Creative AI investments
We will see the rise of creative AI investments and deals that enable vertical integration.

Strategic alliances among the broader AI, semiconductor, and cloud infrastructure providers have heralded a new AI computing capital cycle. Investments made in 2025 will likely continue or accelerate in 2026, creating a funding and demand ecosystem, where capital and computing resources flow back and forth among companies mainly involved in AI model development, AI accelerator design, production, packaging, and data center infrastructure.

For instance, an investing company (typically a chip hardware, platform, or cloud infrastructure provider) may invest billions of dollars in an AI startup to accelerate the development of solutions. In return, the AI startup would rapidly incubate and accelerate new product development and, in turn, buy the investing company’s computing resources and infrastructure offerings. These moves have become a way for chip companies to achieve vertical integration across the AI data center stack.

Besides AI training and inference workloads, another factor driving the surge in the semiconductor industry’s investment activity is the geopolitical imperative, even as governments and businesses want to influence regional technology infrastructure. Many governments consider AI models, chip design intellectual property, and leading AI accelerators to be critical to national security, supply chain resilience, and tech sovereignty.

Increasingly, governments are seeking to secure these capabilities through export control measures to help bolster local and regional availability of leading-edge AI chip manufacturing capabilities, so that homegrown chipmakers can expand their market presence. Concurrently, they’re seeking to find a balance between limiting the export of strategic AI and technology products by allowing some of the advanced chips to be exported.

For example, the US government in Dec. 2025 approved NVIDIA to sell its H200 AI chips to a set of approved customers in China, in return for a 25% share in NVIDIA’s chip sales. In the midst of these developments, Europe appears caught between US export controls (restricting advanced chip sales to China) and China’s countermeasures.

As tech and chip majors continue to pursue this new form of vertical integration (referred to as circular financing by some industry analysts), the semiconductor industry’s capital allocation strategies may need to shift from capacity- to capability-driven models, with an emphasis on achieving AI system-level differentiation.

In 2026 and beyond, chip companies should not only consider expanding the breadth and scope of their operations by establishing more AI fabs or developing new AI chip platforms, but also foster strategic partnerships and make direct investments to build an ecosystem around their fab or chip platforms.

Traditional volume-based foundries may want to integrate advanced packaging capabilities. OSATs could codesign chiplets with integrated device manufacturers and design players, while electronic design automation companies and foundries could benefit from collaborating closely with wafer-fab front-end equipment providers.
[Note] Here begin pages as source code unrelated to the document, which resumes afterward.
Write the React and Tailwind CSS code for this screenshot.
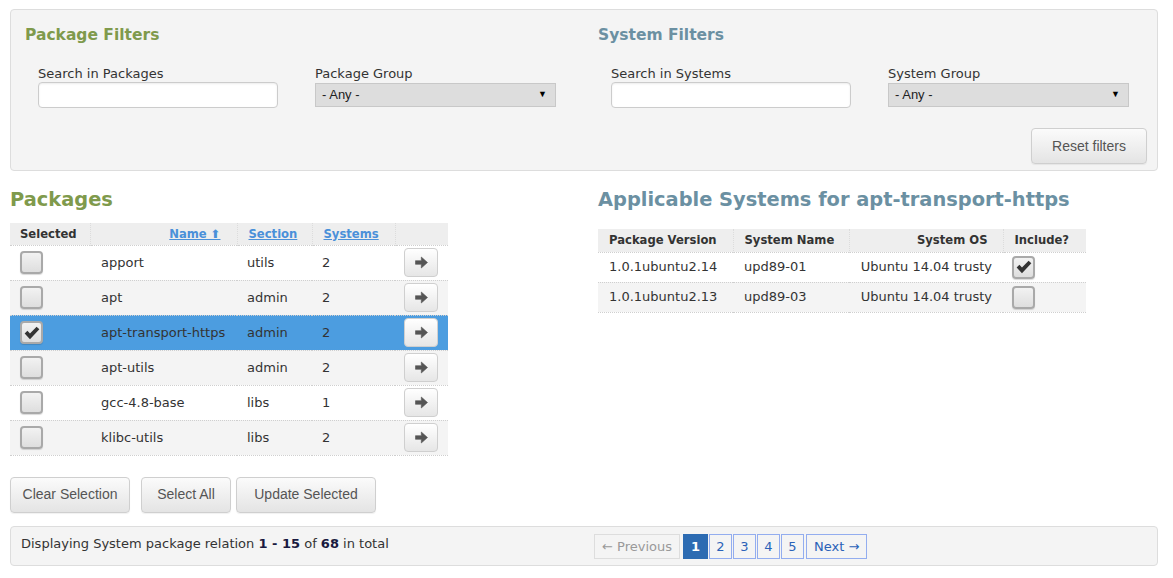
import React from 'react'

const packages = [
  { name: 'apport', section: 'utils', systems: 2 },
  { name: 'apt', section: 'admin', systems: 2 },
  { name: 'apt-transport-https', section: 'admin', systems: 2, selected: true },
  { name: 'apt-utils', section: 'admin', systems: 2 },
  { name: 'gcc-4.8-base', section: 'libs', systems: 1 },
  { name: 'klibc-utils', section: 'libs', systems: 2 },
]

const systems = [
  { version: '1.0.1ubuntu2.14', name: 'upd89-01', os: 'Ubuntu 14.04 trusty', include: true },
  { version: '1.0.1ubuntu2.13', name: 'upd89-03', os: 'Ubuntu 14.04 trusty', include: false },
]

function Checkbox({ checked }) {
  return (
    <div className="w-[23px] h-[23px] rounded-[4px] border-2 border-[#a9a9a9] bg-gradient-to-b from-[#f2f2f2] to-[#dedede] shadow-[0_1px_1px_rgba(0,0,0,0.15)] flex items-center justify-center">
      {checked && (
        <svg width="16" height="14" viewBox="0 0 15 13">
          <path d="M0.6 7 L3.2 4.5 L5.6 7 L11.8 0.6 L14.4 3.1 L5.6 12.4 Z" fill="#333" />
        </svg>
      )}
    </div>
  )
}

function ArrowButton() {
  return (
    <button className="w-[34px] h-[29px] rounded-[4px] border border-[#cfcfcf] bg-gradient-to-b from-white to-[#e6e6e6] flex items-center justify-center">
      <svg width="13" height="13" viewBox="0 0 13 13">
        <path d="M0.5 4.7 H6.3 V1 L12.5 6.5 L6.3 12 V8.3 H0.5 Z" fill="#555" stroke="#555" strokeWidth="0.6" strokeLinejoin="round" />
      </svg>
    </button>
  )
}

function Btn({ children, className = '' }) {
  return (
    <button
      className={
        "h-[36px] rounded-[4px] border border-[#cfcfcf] bg-gradient-to-b from-[#fbfbfb] to-[#e4e4e4] font-['Liberation_Sans',Arial,sans-serif] text-[14px] text-[#555] shadow-[0_1px_1px_rgba(0,0,0,0.06)] " +
        className
      }
    >
      {children}
    </button>
  )
}

function Field({ label, children }) {
  return (
    <div className="w-[240px] flex flex-col">
      <label className="text-[13px] leading-[16px] text-[#333] mt-[1px]">{label}</label>
      {children}
    </div>
  )
}

function TextInput() {
  return (
    <input
      type="text"
      className="w-[240px] h-[26px] rounded-[4px] border border-[#cccccc] bg-white shadow-[inset_0_1px_2px_rgba(0,0,0,0.08)] outline-none"
    />
  )
}

function Select() {
  return (
    <div className="mt-[1px] w-[241px] h-[24px] border border-[#c8c8c8] bg-[#dddddd] flex items-center justify-between pl-[6px] pr-[8px] font-['Liberation_Sans',Arial,sans-serif] text-[13px] text-[#222]">
      <span>- Any -</span>
      <span className="text-[9px] text-black">▼</span>
    </div>
  )
}

export default function App() {
  return (
    <div className="min-h-screen bg-white pl-[10px] pr-[15px] pt-[9px] font-['DejaVu_Sans',Verdana,sans-serif] text-[#333]">
      {/* filters */}
      <div className="h-[162px] rounded-[4px] border border-[#dddddd] bg-[#f4f4f4] flex">
        <div className="w-[573px] pl-[14px] pt-[15px]">
          <h2 className="text-[15.5px] leading-[20px] font-bold text-[#7f9a4c]">Package Filters</h2>
          <div className="flex gap-[37px] pl-[13px] mt-[20px]">
            <Field label="Search in Packages">
              <TextInput />
            </Field>
            <Field label="Package Group">
              <Select />
            </Field>
          </div>
        </div>
        <div className="flex-1 pl-[14px] pt-[15px] pr-[10px]">
          <h2 className="text-[15.5px] leading-[20px] font-bold text-[#6b90a2]">System Filters</h2>
          <div className="flex gap-[37px] pl-[13px] mt-[20px]">
            <Field label="Search in Systems">
              <TextInput />
            </Field>
            <Field label="System Group">
              <Select />
            </Field>
          </div>
          <div className="flex justify-end mt-[20px]">
            <Btn className="w-[116px]">Reset filters</Btn>
          </div>
        </div>
      </div>

      {/* tables */}
      <div className="flex mt-[17px]">
        <div className="w-[574px]">
          <h2 className="text-[19.4px] leading-[24px] font-bold text-[#7f9a4c]">Packages</h2>
          <table className="mt-[11px] w-[438px] border-collapse table-fixed text-[13px]">
            <colgroup>
              <col className="w-[80px]" />
              <col className="w-[147px]" />
              <col className="w-[75px]" />
              <col className="w-[83px]" />
              <col className="w-[53px]" />
            </colgroup>
            <thead>
              <tr className="h-[22px] bg-[#eeeeee] text-[11.6px] font-bold border-b border-dotted border-[#cfcfcf]">
                <th className="text-left pl-[10px] pt-[1px] border-r border-dotted border-[#dcdcdc]">Selected</th>
                <th className="text-right pr-[16px] pt-[1px] border-r border-dotted border-[#dcdcdc]">
                  <span className="text-[#4a90d9] underline">Name ⬆</span>
                </th>
                <th className="text-left pl-[11px] pt-[1px] border-r border-dotted border-[#dcdcdc]">
                  <span className="text-[#4a90d9] underline">Section</span>
                </th>
                <th className="text-left pl-[11px] pt-[1px] border-r border-dotted border-[#dcdcdc]">
                  <span className="text-[#4a90d9] underline">Systems</span>
                </th>
                <th></th>
              </tr>
            </thead>
            <tbody>
              {packages.map((p, i) => (
                <tr
                  key={p.name}
                  className={
                    'h-[35px] border-b border-dotted border-[#cfcfcf] ' +
                    (p.selected ? 'bg-[#4c9de0]' : i % 2 ? 'bg-[#f4f4f4]' : 'bg-white')
                  }
                >
                  <td className="pl-[10px]">
                    <Checkbox checked={p.selected} />
                  </td>
                  <td className="pl-[11px]">{p.name}</td>
                  <td className="pl-[10px]">{p.section}</td>
                  <td className="pl-[10px]">{p.systems}</td>
                  <td className="pl-[9px]">
                    <ArrowButton />
                  </td>
                </tr>
              ))}
            </tbody>
          </table>
          <div className="flex mt-[21px]">
            <Btn className="w-[120px]">Clear Selection</Btn>
            <Btn className="w-[90px] ml-[11px]">Select All</Btn>
            <Btn className="w-[140px] ml-[5px] from-[#f4f4f4] to-[#e0e0e0]">Update Selected</Btn>
          </div>
        </div>
        <div className="flex-1 pl-[14px]">
          <h2 className="text-[19.4px] leading-[24px] font-bold text-[#6b90a2]">
            Applicable Systems for apt-transport-https
          </h2>
          <table className="mt-[17px] w-[488px] border-collapse table-fixed text-[13px]">
            <colgroup>
              <col className="w-[135px]" />
              <col className="w-[116px]" />
              <col className="w-[154px]" />
              <col className="w-[83px]" />
            </colgroup>
            <thead>
              <tr className="h-[23px] bg-[#eeeeee] text-[11.6px] font-bold border-b border-dotted border-[#cfcfcf]">
                <th className="text-left pl-[11px] border-r border-dotted border-[#dcdcdc]">Package Version</th>
                <th className="text-left pl-[11px] border-r border-dotted border-[#dcdcdc]">System Name</th>
                <th className="text-right pr-[15px] border-r border-dotted border-[#dcdcdc]">System OS</th>
                <th className="text-left pl-[11px]">Include?</th>
              </tr>
            </thead>
            <tbody>
              {systems.map((s, i) => (
                <tr
                  key={s.version}
                  className={'h-[30px] border-b border-dotted border-[#cfcfcf] ' + (i % 2 ? 'bg-[#f4f4f4]' : 'bg-white')}
                >
                  <td className="pl-[11px]">{s.version}</td>
                  <td className="pl-[11px]">{s.name}</td>
                  <td className="text-right pr-[11px]">{s.os}</td>
                  <td className="pl-[9px]">
                    <Checkbox checked={s.include} />
                  </td>
                </tr>
              ))}
            </tbody>
          </table>
        </div>
      </div>

      {/* footer */}
      <div className="mt-[13px] h-[40px] rounded-[4px] border border-[#dddddd] bg-[#f4f4f4] flex items-start pt-[7px]">
        <div className="w-[573px] pl-[10px] text-[13px] leading-[18px] mt-[1px]">
          Displaying System package relation <b className="text-[#1a1a40]">1 - 15</b> of{' '}
          <b className="text-[#1a1a40]">68</b> in total
        </div>
        <div className="flex gap-[1px] pl-[10px] text-[13px]">
          <span className="h-[25px] px-[7px] pt-[2px] flex items-center border border-[#dddddd] text-[#999]">← Previous</span>
          <span className="h-[25px] w-[25px] ml-[2px] pt-[2px] flex items-center justify-center bg-[#2c6bb2] text-white font-bold">1</span>
          {['2', '3', '4', '5'].map((n) => (
            <span
              key={n}
              className="h-[25px] w-[23px] pt-[2px] flex items-center justify-center border border-[#93adef] text-[#2a62b8]"
            >
              {n}
            </span>
          ))}
          <span className="h-[25px] px-[7px] ml-[1px] pt-[2px] flex items-center border border-[#93adef] text-[#2a62b8]">Next →</span>
        </div>
      </div>
    </div>
  )
}
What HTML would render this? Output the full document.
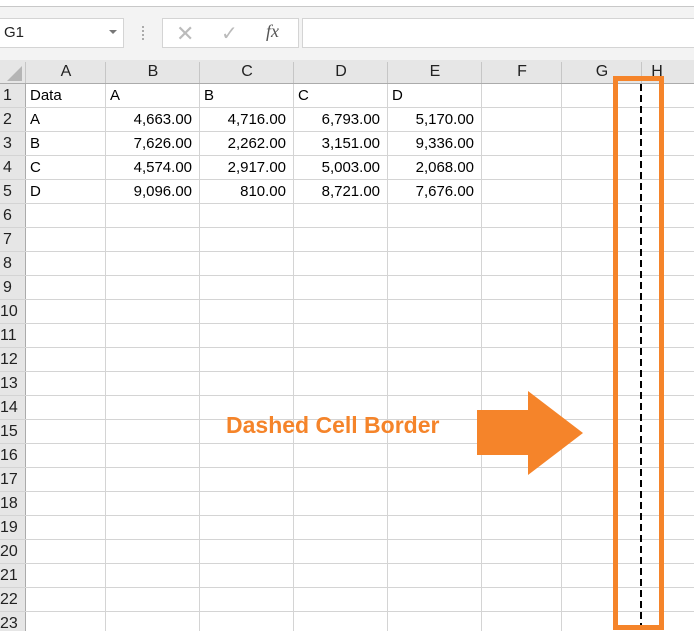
<!DOCTYPE html><html><head><style>
body{margin:0;width:694px;height:631px;overflow:hidden;background:#fff;font-family:"Liberation Sans",sans-serif;position:relative}
.a{position:absolute}
.cell{position:absolute;font-size:15px;color:#000;line-height:24px;box-sizing:border-box}
</style></head><body>
<div class="a" style="left:0;top:0;width:694px;height:6px;background:#fff;border-bottom:1px solid #c8c8c8"></div>
<div class="a" style="left:0;top:7px;width:694px;height:53px;background:#f3f3f3"></div>
<div class="a" style="left:0;top:18px;width:123px;height:28px;background:#fff;border:1px solid #d4d4d4;border-left:none"></div>
<div class="a" style="left:4px;top:24px;font-size:15px;color:#222">G1</div>
<div class="a" style="left:109px;top:30px;width:0;height:0;border-left:4px solid transparent;border-right:4px solid transparent;border-top:4px solid #777"></div>
<div class="a" style="left:142px;top:26px;width:2px;height:14px;border-left:2px dotted #aaa"></div>
<div class="a" style="left:162px;top:18px;width:135px;height:28px;background:#fff;border:1px solid #d4d4d4"></div>
<div class="a" style="left:176px;top:21px;font-size:22px;color:#bbb">✕</div>
<div class="a" style="left:221px;top:21px;font-size:20px;color:#bbb">✓</div>
<div class="a" style="left:266px;top:21px;font-size:18px;color:#555;font-style:italic;font-family:'Liberation Serif',serif">fx</div>
<div class="a" style="left:302px;top:18px;width:392px;height:28px;background:#fff;border:1px solid #d4d4d4"></div>
<!-- headers -->
<div class="a" style="left:0;top:60px;width:694px;height:23px;background:#e6e6e6;border-bottom:1px solid #ababab"></div>
<div class="a" style="left:0;top:84px;width:25px;height:547px;background:#e6e6e6;border-right:1px solid #ababab"></div>
<div class="a" style="left:7px;top:66px;width:0;height:0;border-left:15px solid transparent;border-bottom:15px solid #b5b5b5"></div>
<svg class="a" style="left:0;top:0" width="694" height="631">
<g stroke="#d4d4d4" stroke-width="1">
<line x1="105.5" y1="84" x2="105.5" y2="631"/><line x1="199.5" y1="84" x2="199.5" y2="631"/><line x1="293.5" y1="84" x2="293.5" y2="631"/><line x1="387.5" y1="84" x2="387.5" y2="631"/><line x1="481.5" y1="84" x2="481.5" y2="631"/><line x1="561.5" y1="84" x2="561.5" y2="631"/>
</g>
<g stroke="#c6c6c6"><line x1="25.5" y1="62" x2="25.5" y2="83"/><line x1="105.5" y1="62" x2="105.5" y2="83"/><line x1="199.5" y1="62" x2="199.5" y2="83"/><line x1="293.5" y1="62" x2="293.5" y2="83"/><line x1="387.5" y1="62" x2="387.5" y2="83"/><line x1="481.5" y1="62" x2="481.5" y2="83"/><line x1="561.5" y1="62" x2="561.5" y2="83"/><line x1="641.5" y1="62" x2="641.5" y2="83"/></g>
<g id="rows" stroke="#d4d4d4"></g>
<line x1="641" y1="84" x2="641" y2="631" stroke="#000" stroke-width="2" stroke-dasharray="7,4"/>
<rect x="615.5" y="78.5" width="46" height="549" fill="none" stroke="#f5842a" stroke-width="5"/>
<polygon points="477,410 528,410 528,391 583,433 528,475 528,455 477,455" fill="#f5842a"/>
</svg>
<div class="a" style="left:226px;top:412px;font-size:23px;font-weight:bold;color:#f5842a">Dashed Cell Border</div>
<div id="c"></div>
<script>
var s='',g='';
for(var i=1;i<=23;i++){var y=84+i*24-0.5;g+='<line x1="0" y1="'+y+'" x2="694" y2="'+y+'" stroke="'+'#d4d4d4'+'"/>';
s+='<div class="cell" style="left:0;top:'+(84+(i-1)*24)+'px;width:25px;text-align:'+(i<10?'left;padding-left:3px':'left;padding-left:0px')+';font-size:16px;color:#222">'+i+'</div>';}
document.getElementById('rows').innerHTML=g;
var cols=[[26,106,'A'],[106,200,'B'],[200,294,'C'],[294,388,'D'],[388,482,'E'],[482,562,'F'],[562,642,'G'],[642,722,'H']];
cols.forEach(function(c){s+='<div class="cell" style="left:'+c[0]+'px;top:60px;width:'+(c[1]-c[0])+'px;text-align:center;font-size:16px;color:#222">'+(c[2]=='H'?'<span style="margin-left:-50px">H</span>':c[2])+'</div>';});
var d=[['Data','A','B','C','D'],['A','4,663.00','4,716.00','6,793.00','5,170.00'],['B','7,626.00','2,262.00','3,151.00','9,336.00'],['C','4,574.00','2,917.00','5,003.00','2,068.00'],['D','9,096.00','810.00','8,721.00','7,676.00']];
d.forEach(function(r,ri){r.forEach(function(v,ci){var c=cols[ci];var num=ri>0&&ci>0;
s+='<div class="cell" style="left:'+c[0]+'px;top:'+(84+ri*24)+'px;width:'+(c[1]-c[0])+'px;'+(num?'text-align:right;padding-right:8px':'padding-left:4px')+'">'+v+'</div>';});});
document.getElementById('c').innerHTML=s;
</script>
</body></html>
As chip industry executives look for ways to deploy their cash strategically, they should consider assessing talent needs and skill availability, core competencies, and partner models that are more region- or country-specific. This assessment should also include non-AI market opportunities by focusing on mature chip nodes to address automotive and electric vehicle, aerospace and defense, manufacturing, and power infrastructure markets—many of which could be specific to the countries in which they operate.

Strategic questions
With billions of dollars already flowing into AI computing and data center infrastructure capacity expansion, how can capital be deployed not only to build more capacity but also toward scaling power generation (including carbon-free sources) to support that expansion?

When deploying capital, have organizations evaluated various factors, including geopolitical trade-related risks and policy shifts such as import duties, export controls, and localization moves; supply chain concentration risks such as substrates, chemicals and gases, and other materials and components; supplier and partner models such as multi-foundry or multi-cloud vendor partnerships; and talent availability?

How to balance investments between leading-edge logic and memory manufacturing and packaging and the continued need for trailing-node fabrication, equipment, and assembly and test?

Signposts for the future
For 2026, semiconductor industry executives should be mindful of the following signposts:

Current leaders in AI GPUs, CPUs, and memory may find it challenging to maintain their dominant market share in the face of new entrants and the shift from AI training to inference. One view is that a growing pie is big enough for everyone, while others will be looking for signs that it’s more of a zero-sum game.

DRAM capex is expected to rise 14% and NAND flash capex by 5% to US$61 billion and US$21 billion, respectively. Given the end-of-year surge in prices, those numbers could spike higher, meeting near-term demand, but possibly building overcapacity in the industry, yet again.

Increasing volume and value of deals that involve complex revenue-sharing agreements or compute-for-equity swaps could exert pressure on future profitability and ROI for AI model developers and data center infrastructure players, as tech debt mounts further.

As North America, Europe, the Middle East, and Japan intend to ramp up their own domestic chip production capabilities, foreign direct investment into the rest of Asia may be affected.

As a corollary, regions may diverge more: For instance, Southeast Asia and India will likely emerge as volume-based back-end assembly and test hubs, specializing in select areas of the back-end processes. While Taiwan, the United States, Japan, and parts of Europe may focus on heterogeneous integration and advanced packaging, though, at varying levels of specialization.

As the overall AI data center buildouts continue to expand, it may further constrain electric power grids. Therefore, cloud and semiconductor companies that will likely stand to benefit will be those that proactively invested in or factored power generation capacity and availability, while those that didn’t consider power as part of the overall equation could experience execution challenges.